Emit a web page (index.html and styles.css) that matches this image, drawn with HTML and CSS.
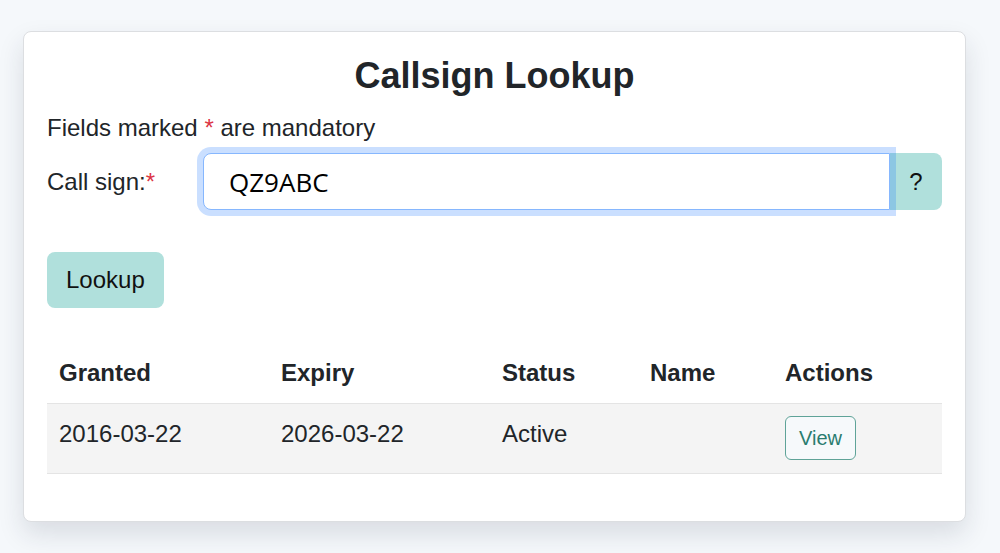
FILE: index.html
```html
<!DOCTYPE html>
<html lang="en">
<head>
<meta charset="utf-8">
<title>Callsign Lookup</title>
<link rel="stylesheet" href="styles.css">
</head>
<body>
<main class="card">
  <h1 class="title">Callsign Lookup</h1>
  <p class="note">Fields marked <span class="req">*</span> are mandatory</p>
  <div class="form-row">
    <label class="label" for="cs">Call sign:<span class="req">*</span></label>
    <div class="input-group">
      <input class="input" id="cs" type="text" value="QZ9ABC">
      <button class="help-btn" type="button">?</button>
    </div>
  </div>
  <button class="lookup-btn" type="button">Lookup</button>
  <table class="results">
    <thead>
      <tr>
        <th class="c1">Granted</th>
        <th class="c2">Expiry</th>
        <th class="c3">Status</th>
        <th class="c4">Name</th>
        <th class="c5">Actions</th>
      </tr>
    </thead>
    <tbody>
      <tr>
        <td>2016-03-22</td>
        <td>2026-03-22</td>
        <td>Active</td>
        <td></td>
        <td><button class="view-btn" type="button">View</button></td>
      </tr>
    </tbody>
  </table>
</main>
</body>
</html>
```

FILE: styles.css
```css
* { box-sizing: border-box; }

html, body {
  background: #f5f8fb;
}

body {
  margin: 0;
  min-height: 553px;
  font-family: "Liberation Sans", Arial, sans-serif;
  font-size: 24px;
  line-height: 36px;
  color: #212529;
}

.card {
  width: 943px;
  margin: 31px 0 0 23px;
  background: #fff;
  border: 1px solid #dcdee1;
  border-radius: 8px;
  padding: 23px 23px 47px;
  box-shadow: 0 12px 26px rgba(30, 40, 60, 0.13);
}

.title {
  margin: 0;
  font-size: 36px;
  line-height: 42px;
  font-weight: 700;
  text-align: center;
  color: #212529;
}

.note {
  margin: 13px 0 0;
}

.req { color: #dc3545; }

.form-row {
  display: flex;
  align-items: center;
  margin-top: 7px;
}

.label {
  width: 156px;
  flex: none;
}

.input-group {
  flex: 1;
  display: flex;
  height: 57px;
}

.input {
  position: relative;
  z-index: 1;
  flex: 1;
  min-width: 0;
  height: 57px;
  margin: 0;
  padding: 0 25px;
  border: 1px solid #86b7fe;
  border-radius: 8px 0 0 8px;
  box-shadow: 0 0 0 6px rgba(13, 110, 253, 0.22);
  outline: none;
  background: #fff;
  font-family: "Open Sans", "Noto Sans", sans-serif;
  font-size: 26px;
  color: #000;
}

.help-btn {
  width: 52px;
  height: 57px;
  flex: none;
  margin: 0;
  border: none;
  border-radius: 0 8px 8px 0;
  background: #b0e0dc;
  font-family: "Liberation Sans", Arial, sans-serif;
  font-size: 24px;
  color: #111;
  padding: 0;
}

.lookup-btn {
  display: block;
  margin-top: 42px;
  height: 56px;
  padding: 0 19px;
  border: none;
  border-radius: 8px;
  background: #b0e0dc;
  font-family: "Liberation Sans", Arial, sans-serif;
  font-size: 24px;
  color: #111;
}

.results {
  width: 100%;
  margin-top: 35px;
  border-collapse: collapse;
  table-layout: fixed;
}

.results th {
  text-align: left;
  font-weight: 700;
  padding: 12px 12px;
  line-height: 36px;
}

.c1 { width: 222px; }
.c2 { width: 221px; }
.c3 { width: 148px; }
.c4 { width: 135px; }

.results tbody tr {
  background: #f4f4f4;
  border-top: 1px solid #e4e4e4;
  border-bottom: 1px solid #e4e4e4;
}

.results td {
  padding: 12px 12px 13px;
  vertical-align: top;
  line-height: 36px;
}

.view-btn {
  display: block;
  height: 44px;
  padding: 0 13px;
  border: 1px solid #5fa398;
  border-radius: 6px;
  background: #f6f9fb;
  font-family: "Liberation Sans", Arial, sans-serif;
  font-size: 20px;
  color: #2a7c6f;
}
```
▬▬▬▬▬▬▬▬▬▬
> [Task prompt]:
Copy all lines from the material that include "styles".

> [Complete answer]:
Emit a web page (index.html and styles.css) that matches this image, drawn with HTML and CSS.
<link rel="stylesheet" href="styles.css">
FILE: styles.css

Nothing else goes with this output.